The Mayflower: The Families, the Voyage, and the Founding of America

Every American schoolchild learns about “the first Thanksgiving,” when the Pilgrims who landed at Plymouth Rock came together with Native Americans in a remarkable show of tolerance and mutual assistance. Rebecca Fraser (THE BRONTES, THE STORY OF BRITAIN) has created an assiduously researched family saga that will expand our thinking about those two groups, who, for a storied while, occupied the same territory without enmity.

From England to Holland, back to England and thence to Massachusetts, Fraser follows the fortunes of the Winslow family. Edward Winslow and his wife Elizabeth, swept up in the Protestant Reformation, were among the 102 passengers aboard the Mayflower, a barely seaworthy old vessel, when it set sail for the New World in 1620. The crossing took two grueling months, the Pilgrims arriving in winter, giving the passengers no time to prepare crops for the following year. Curiously, though they brought books and bedding, the Pilgrims brought no seeds to their new Eden. Luckily, they were able to make contact with the people known as Massasoit, inclined towards kindness and willing to share their food --- and seed corn --- with the strange new beings. Edward Winslow, soon after setting foot on the largely unexplored continent, wrote that the local Indians had been “glad of any occasion to make peace with us.”

"...an assiduously researched family saga that will expand our thinking about [the Pilgrims and the Native Americans], who, for a storied while, occupied the same territory without enmity."

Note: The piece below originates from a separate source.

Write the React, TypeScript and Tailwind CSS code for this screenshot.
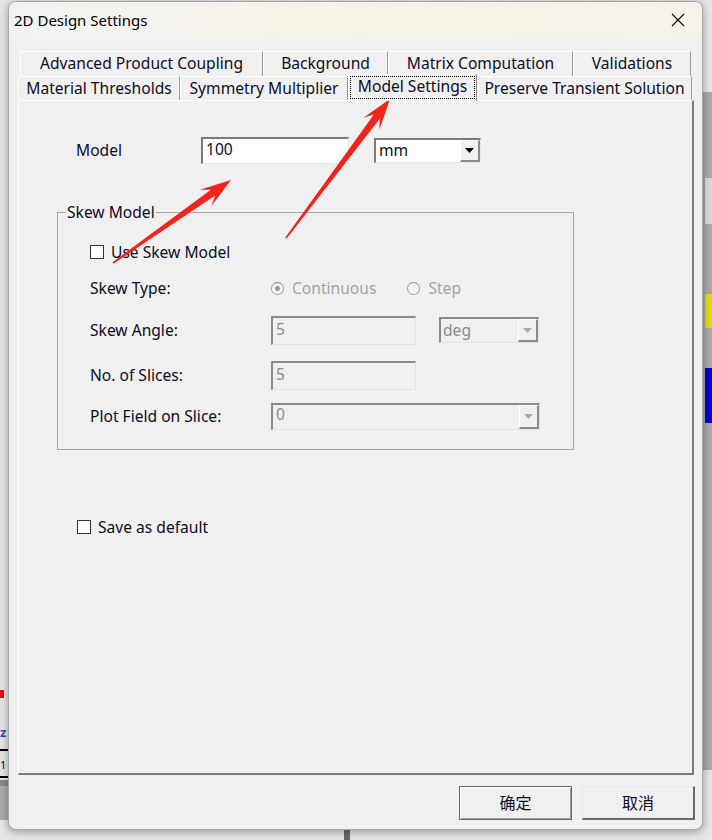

Fraser’s story follows the Winslow clan through three generations, revealing how much tumultuous change can happen in a relatively short span in an isolated realm where even the educated English were frozen in time, relying on the vagaries of weather and kindness of their fellow beings. As Fraser demonstrates, Edward Winslow proved to be a true statesman who befriended the Indians to the great benefit of both peoples. Surviving at first by trading furs for Indian food and Indian tracking skills, this hardy group of Pilgrims based their society on strict Protestant beliefs, the sparely written Mayflower Compact and an even simpler agreement signed with the Indians.

But in order to grow into a nation, the Winslows and their fellow settlers would gradually alter their principles in subtle ways as they founded complex settlements, forts and cities. The Winslows would find themselves at war with the once-friendly tribes. The Pilgrims would spurn the rights of obstreperous women like Anne Hutchison, condemned as a witch for her strongly held religious convictions, and would even oust the pacifistic Quakers, whose individualistic approach to spiritual truth marked them as "alarming.”

Still, as Fraser points out, the Winslows and others who came to America on the Mayflower were there to stay, not merely to take advantage. And the Native Americans who greeted them without immediate hostility still occupy the same region where their ancestors “saw a ship called the Mayflower appear over the horizon, and watched the Pilgrims, including Edward Winslow, alight.”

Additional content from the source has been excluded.